=== EXERCISE REQUIREMENTS ===
Scan the material that follows. Copy every line containing the word "index".

=== SUPPLIED DATA ===
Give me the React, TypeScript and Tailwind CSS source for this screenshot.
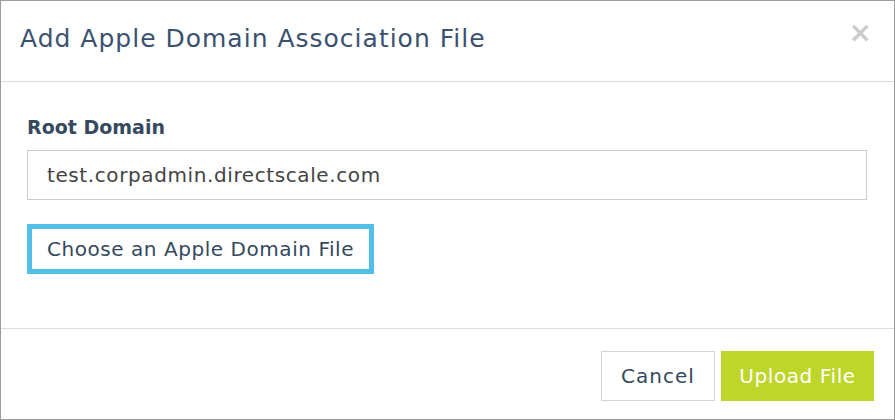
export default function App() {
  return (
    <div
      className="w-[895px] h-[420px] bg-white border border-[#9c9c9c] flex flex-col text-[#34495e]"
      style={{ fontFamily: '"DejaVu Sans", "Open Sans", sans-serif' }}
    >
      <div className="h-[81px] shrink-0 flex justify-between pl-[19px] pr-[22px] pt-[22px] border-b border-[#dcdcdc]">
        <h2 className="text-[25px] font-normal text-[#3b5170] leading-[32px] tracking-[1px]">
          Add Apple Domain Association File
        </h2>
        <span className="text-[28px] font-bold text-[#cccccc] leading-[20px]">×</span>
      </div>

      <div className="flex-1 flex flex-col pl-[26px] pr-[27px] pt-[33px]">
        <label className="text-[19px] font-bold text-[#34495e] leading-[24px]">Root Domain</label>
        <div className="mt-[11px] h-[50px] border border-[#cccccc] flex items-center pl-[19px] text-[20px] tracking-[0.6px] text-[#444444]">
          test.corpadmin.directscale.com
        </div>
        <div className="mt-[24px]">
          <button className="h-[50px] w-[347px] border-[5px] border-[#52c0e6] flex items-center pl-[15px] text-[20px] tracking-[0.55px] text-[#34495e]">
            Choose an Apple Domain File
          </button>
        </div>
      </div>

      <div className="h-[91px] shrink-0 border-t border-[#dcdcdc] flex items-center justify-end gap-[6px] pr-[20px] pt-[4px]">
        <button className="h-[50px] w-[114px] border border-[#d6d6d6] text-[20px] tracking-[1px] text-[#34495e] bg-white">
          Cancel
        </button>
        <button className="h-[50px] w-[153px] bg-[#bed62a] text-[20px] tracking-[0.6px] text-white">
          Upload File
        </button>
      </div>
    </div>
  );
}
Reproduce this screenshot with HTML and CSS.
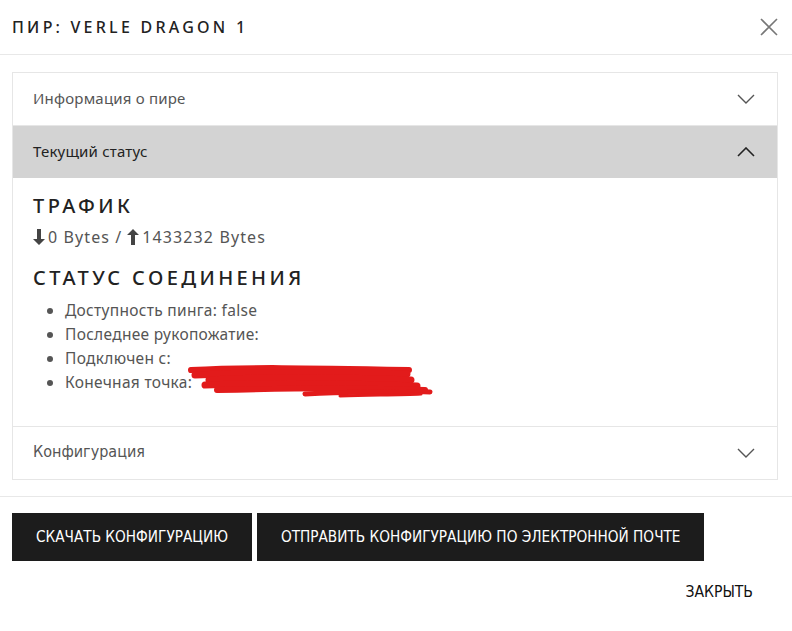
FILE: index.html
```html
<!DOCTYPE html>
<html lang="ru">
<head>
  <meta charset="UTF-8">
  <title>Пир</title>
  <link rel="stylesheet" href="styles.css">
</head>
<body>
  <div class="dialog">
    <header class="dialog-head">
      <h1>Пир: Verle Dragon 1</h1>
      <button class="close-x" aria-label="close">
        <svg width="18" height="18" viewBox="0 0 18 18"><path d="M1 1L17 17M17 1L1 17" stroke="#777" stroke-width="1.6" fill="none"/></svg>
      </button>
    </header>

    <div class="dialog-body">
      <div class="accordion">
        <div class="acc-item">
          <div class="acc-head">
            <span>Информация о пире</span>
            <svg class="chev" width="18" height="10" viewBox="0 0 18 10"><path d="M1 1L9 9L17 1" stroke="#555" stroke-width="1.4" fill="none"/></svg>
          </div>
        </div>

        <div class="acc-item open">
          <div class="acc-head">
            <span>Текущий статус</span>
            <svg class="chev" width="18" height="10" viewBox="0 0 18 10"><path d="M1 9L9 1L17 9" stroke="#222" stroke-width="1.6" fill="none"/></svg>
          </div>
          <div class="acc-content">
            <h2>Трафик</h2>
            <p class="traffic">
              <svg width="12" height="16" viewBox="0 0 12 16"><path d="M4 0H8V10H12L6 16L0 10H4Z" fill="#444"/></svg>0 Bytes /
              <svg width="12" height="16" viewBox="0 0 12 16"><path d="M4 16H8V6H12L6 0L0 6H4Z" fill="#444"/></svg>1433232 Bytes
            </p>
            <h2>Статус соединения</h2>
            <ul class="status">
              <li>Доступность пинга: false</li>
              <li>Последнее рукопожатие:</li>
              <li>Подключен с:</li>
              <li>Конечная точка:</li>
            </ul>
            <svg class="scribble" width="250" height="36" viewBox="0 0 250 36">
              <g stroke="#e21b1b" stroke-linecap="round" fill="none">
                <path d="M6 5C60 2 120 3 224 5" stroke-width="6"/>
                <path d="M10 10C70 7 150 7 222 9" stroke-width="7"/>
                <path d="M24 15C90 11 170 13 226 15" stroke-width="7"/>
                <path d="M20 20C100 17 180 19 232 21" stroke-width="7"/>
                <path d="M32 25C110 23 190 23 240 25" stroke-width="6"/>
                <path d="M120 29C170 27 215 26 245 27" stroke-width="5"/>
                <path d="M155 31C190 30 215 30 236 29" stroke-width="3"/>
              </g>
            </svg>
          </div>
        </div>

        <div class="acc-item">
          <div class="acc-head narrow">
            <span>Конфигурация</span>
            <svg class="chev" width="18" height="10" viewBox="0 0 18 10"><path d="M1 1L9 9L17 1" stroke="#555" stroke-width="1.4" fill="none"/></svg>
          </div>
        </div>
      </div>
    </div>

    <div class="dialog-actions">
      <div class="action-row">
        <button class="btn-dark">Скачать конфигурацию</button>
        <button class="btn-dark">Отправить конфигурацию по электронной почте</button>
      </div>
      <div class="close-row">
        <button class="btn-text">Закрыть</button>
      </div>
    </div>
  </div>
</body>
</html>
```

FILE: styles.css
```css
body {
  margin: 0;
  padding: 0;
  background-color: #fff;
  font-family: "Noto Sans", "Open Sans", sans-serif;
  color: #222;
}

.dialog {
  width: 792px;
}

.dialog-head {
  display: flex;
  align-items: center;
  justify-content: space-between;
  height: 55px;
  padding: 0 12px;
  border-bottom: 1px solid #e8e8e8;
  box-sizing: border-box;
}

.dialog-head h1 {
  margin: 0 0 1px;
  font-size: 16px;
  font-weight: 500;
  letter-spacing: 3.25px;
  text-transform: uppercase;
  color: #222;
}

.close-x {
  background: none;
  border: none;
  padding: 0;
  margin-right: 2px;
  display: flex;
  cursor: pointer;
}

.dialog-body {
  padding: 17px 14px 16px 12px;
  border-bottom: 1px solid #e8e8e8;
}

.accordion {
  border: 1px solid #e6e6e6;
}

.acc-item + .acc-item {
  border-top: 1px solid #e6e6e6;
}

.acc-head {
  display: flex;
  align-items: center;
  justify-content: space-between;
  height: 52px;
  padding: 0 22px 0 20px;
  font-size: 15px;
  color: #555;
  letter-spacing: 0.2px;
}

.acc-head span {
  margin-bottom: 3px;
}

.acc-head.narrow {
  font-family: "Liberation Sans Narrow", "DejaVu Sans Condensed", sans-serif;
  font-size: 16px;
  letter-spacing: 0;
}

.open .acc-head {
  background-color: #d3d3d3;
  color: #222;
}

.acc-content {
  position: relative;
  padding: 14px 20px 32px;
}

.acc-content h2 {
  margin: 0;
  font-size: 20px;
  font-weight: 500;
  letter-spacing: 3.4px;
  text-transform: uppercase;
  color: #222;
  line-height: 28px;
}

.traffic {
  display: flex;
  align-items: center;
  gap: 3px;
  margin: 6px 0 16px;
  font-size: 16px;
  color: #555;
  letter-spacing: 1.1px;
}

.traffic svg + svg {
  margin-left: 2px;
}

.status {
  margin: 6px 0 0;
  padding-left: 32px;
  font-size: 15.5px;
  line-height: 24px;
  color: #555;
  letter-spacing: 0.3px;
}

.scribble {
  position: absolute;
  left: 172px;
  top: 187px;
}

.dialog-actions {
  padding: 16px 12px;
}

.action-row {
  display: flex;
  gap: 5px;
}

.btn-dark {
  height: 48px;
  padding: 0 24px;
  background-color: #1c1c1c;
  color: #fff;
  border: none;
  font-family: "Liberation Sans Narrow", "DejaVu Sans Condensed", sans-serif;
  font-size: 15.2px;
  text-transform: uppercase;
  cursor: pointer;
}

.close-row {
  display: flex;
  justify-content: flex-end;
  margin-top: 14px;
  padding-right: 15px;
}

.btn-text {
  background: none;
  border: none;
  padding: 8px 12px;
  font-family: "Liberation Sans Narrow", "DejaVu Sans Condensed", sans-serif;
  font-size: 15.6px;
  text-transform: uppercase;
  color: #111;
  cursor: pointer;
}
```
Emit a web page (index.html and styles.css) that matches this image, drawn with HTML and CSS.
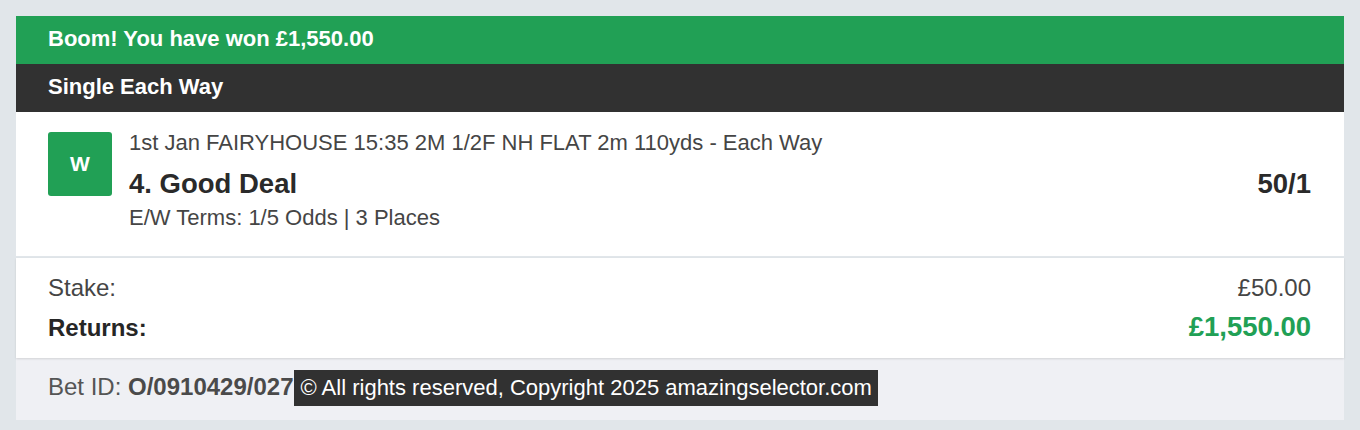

=== EXERCISE ANSWER ===
FILE: index.html
Emit a web page (index.html and styles.css) that matches this image, drawn with HTML and CSS.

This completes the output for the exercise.